The U.S. State Department said it was the first legally binding and precautionary multilateral agreement for ocean protections before commercial fishing could begin. Until now, no legally binding international agreement has existed to manage potential fishing in Arctic high seas.
In 2009, the United States closed the U.S. Exclusive Economic Zone north of Alaska to commercial fishing until fisheries managers learned more about its ecosystem and how best to regulate it. Alaska's fishing industry were concerned that foreign vessels might operate just beyond the zone.
No effective or coordinated system of global governance exists to regulate the high seas — those international waters that lie beyond the 200 nautical mile (370 kilometer) jurisdiction of coastal nations.
That may be about to change. Earlier this month, delegates from 193 nations gathered at United Nations headquarters in New York to work out the first draft of a legally binding international treaty by 2020 that is intended to strengthen marine protections on the high seas.
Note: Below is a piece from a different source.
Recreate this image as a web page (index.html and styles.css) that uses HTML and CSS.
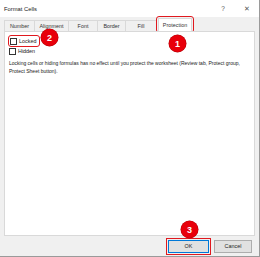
FILE: index.html
```html
<!DOCTYPE html>
<html>
<head>
<meta charset="utf-8">
<link rel="stylesheet" href="styles.css">
</head>
<body>
<div class="dialog">
  <div class="titlebar">
    <span class="title">Format Cells</span>
    <span class="tb-btn help">?</span>
    <span class="tb-btn close">✕</span>
  </div>
  <div class="tabs">
    <div class="tab w-number">Number</div>
    <div class="tab w-align">Alignment</div>
    <div class="tab w-font">Font</div>
    <div class="tab w-border">Border</div>
    <div class="tab w-fill">Fill</div>
    <div class="tab active hl">Protection</div>
  </div>
  <div class="panel">
    <label class="check hl"><span class="box"></span>Locked</label>
    <label class="check"><span class="box"></span>Hidden</label>
    <p class="note">Locking cells or hiding formulas has no effect until you protect the worksheet (Review tab, Protect group, Protect Sheet button).</p>
  </div>
  <div class="footer">
    <button class="btn ok hl">OK</button>
    <button class="btn">Cancel</button>
  </div>
  <span class="badge b1">1</span>
  <span class="badge b2">2</span>
  <span class="badge b3">3</span>
</div>
</body>
</html>
```
FILE: styles.css
```css
* { box-sizing: border-box; }
html, body { margin: 0; padding: 0; }
body {
  width: 260px;
  height: 257px;
  font-family: "Liberation Sans", Arial, sans-serif;
  font-size: 5.4px;
  color: #1a1a1a;
  overflow: hidden;
}
.dialog {
  position: relative;
  width: 260px;
  height: 257px;
  background: #f0f0f0;
  border-right: 1px solid #9a9a9a;
  border-bottom: 1px solid #9a9a9a;
  display: flex;
  flex-direction: column;
}
.titlebar {
  height: 17px;
  background: #fff;
  display: flex;
  align-items: center;
  padding: 0 0 0 4px;
}
.title { font-size: 5.8px; flex: 1; color: #222; }
.tb-btn { font-size: 6.5px; color: #555; text-align: center; }
.help { width: 10px; margin-right: 14px; }
.close { width: 10px; margin-right: 7px; font-size: 7px; }
.tabs {
  height: 14px;
  display: flex;
  align-items: flex-end;
  padding-left: 4px;
}
.tab {
  height: 11px;
  display: flex;
  align-items: center;
  justify-content: center;
  border: 1px solid #d9d9d9;
  border-bottom: none;
  border-right: none;
  background: #f0f0f0;
  color: #333;
}
.w-number { width: 30px; }
.w-align { width: 34px; }
.w-font { width: 29px; }
.w-border { width: 28px; }
.w-fill { width: 32px; border-right: 1px solid #d9d9d9; }
.tab.active {
  width: 34px;
  height: 13px;
  background: #fff;
  border: 1px solid #d9d9d9;
  border-bottom: none;
  margin-left: 1px;
}
.hl {
  outline: 1.4px solid #e0191f;
  outline-offset: 1px;
  border-radius: 1px;
}
.panel {
  flex: 1;
  margin: 0 4px;
  background: #fff;
  border: 1px solid #d9d9d9;
  padding: 3px 0 0 4px;
  display: flex;
  flex-direction: column;
  align-items: flex-start;
}
.check {
  display: flex;
  align-items: center;
  height: 8px;
  margin-top: 2px;
  padding-right: 2px;
}
.check.hl { margin-left: 1px; }
.box {
  width: 7px;
  height: 7px;
  border: 1px solid #333;
  background: #fff;
  margin-right: 2px;
}
.note {
  margin: 4px 0 0 0;
  line-height: 8px;
  font-size: 5px;
  width: 245px;
}
.footer {
  height: 20px;
  display: flex;
  justify-content: flex-end;
  align-items: center;
  padding-right: 7px;
  gap: 5px;
}
.btn {
  font-family: "Liberation Sans", Arial, sans-serif;
  font-size: 5.4px;
  color: #222;
  height: 13px;
  background: #e1e1e1;
  border: 1px solid #adadad;
  border-radius: 0;
  padding: 0;
  width: 38px;
}
.btn.ok {
  width: 41px;
  border-color: #0078d7;
}
.badge {
  position: absolute;
  width: 17px;
  height: 17px;
  border-radius: 50%;
  background: #e8000b;
  color: #fff;
  font-weight: bold;
  font-size: 9px;
  display: flex;
  align-items: center;
  justify-content: center;
  box-shadow: 0 0 0 0.5px #b00008;
}
.b1 { left: 169px; top: 35px; }
.b2 { left: 41px; top: 29px; }
.b3 { left: 181px; top: 221px; }
```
A draft text of that treaty was to be sent to delegations by January to use as the basis for more negotiations in March. It would cover everything from depleted fish stocks from illegal and under-regulated fishing to deep seabed minerals targeted in a boom of company licensing and deep sea genomes hunted by food and drug makers seeking new products.
That treaty was proposed as an extension of the U.N. Convention on the Law of Sea, or UNCLOS, by adding on requirements for sustainable uses of marine biological diversity beyond national borders.
After it came into force in 1994, UNCLOS created three new international organizations to manage ocean resources: the International Tribunal for the Law of the Sea based in Hamburg, Germany; the International Seabed Authority based in Kingston, Jamaica; and the Commission on the Limits of the Continental Shelf based at U.N. headquarters.
But the Law of the Sea Convention — which includes more than 165 parties, but not the United States, the only major nation that does not belong — does not cover the high seas.
Another extension to it, the U.N.’s Straddling Fish Stocks Agreement, took effect in 2001 and has 86 parties including the United States. It covers species that migrate among or are found in more than one exclusive economic zone.